* [What is being asked] Tally how many lines of these entries hold the string "that". Return the number alone.

* [Task inputs]
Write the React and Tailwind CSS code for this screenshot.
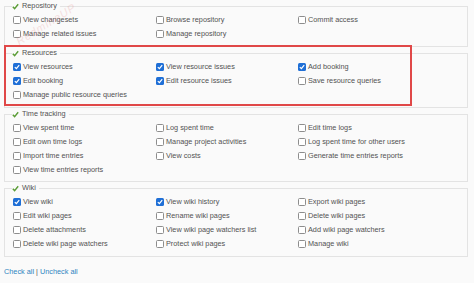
--
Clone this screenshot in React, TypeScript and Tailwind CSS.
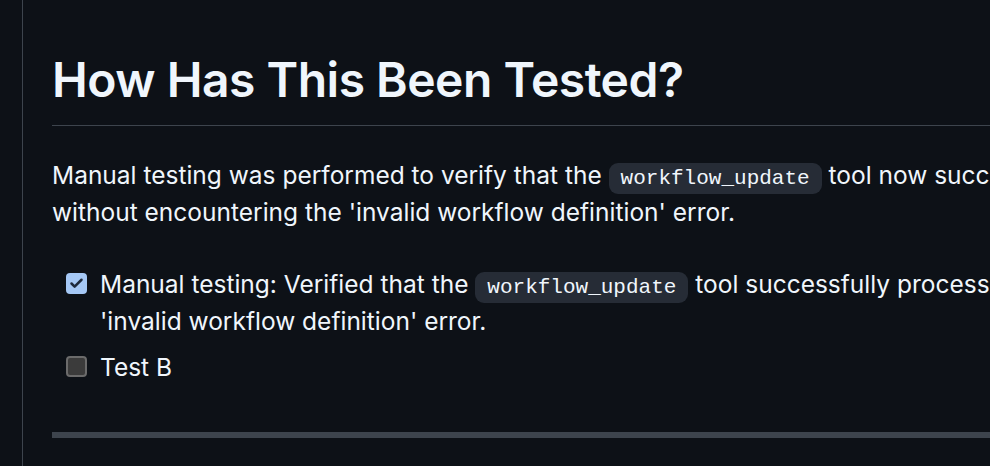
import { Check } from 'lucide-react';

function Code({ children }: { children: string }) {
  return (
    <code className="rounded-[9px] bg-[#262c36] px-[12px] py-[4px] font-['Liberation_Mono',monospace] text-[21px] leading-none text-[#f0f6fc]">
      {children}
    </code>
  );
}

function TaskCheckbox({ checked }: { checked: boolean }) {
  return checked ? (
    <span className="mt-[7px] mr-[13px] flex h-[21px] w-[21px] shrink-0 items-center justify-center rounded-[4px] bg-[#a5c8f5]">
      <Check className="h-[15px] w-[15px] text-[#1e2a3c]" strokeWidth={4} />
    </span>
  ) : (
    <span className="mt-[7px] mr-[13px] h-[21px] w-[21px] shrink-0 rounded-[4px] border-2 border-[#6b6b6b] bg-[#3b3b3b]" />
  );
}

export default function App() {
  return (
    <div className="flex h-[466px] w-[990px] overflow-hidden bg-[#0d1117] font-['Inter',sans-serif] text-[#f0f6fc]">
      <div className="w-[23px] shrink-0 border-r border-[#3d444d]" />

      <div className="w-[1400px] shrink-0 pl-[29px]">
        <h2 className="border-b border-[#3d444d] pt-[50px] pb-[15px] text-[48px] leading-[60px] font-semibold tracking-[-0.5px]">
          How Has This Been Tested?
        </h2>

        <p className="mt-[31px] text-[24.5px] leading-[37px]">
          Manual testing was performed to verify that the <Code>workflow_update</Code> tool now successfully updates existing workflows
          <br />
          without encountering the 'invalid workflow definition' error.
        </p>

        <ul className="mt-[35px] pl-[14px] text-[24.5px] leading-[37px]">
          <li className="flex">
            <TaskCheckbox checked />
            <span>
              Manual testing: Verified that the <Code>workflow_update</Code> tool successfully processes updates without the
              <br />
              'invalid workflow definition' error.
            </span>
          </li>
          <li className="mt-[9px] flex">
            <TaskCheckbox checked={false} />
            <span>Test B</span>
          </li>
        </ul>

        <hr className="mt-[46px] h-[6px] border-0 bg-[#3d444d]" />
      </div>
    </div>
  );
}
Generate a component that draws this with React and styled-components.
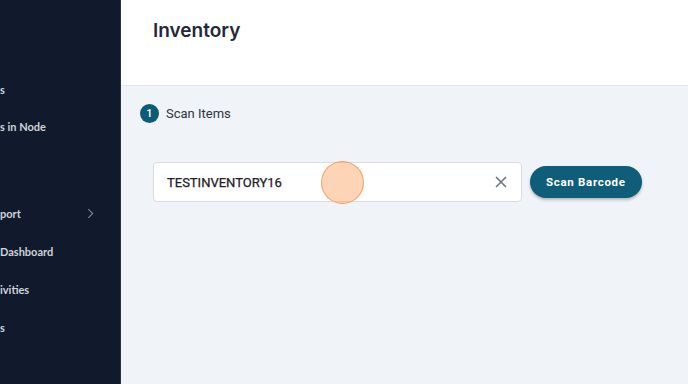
==
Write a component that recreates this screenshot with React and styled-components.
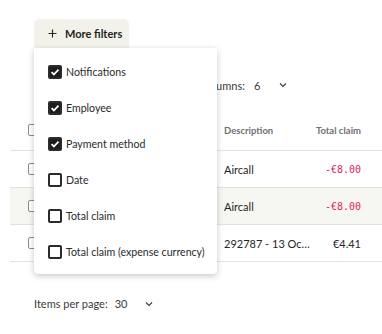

* [Output for this exercise] 4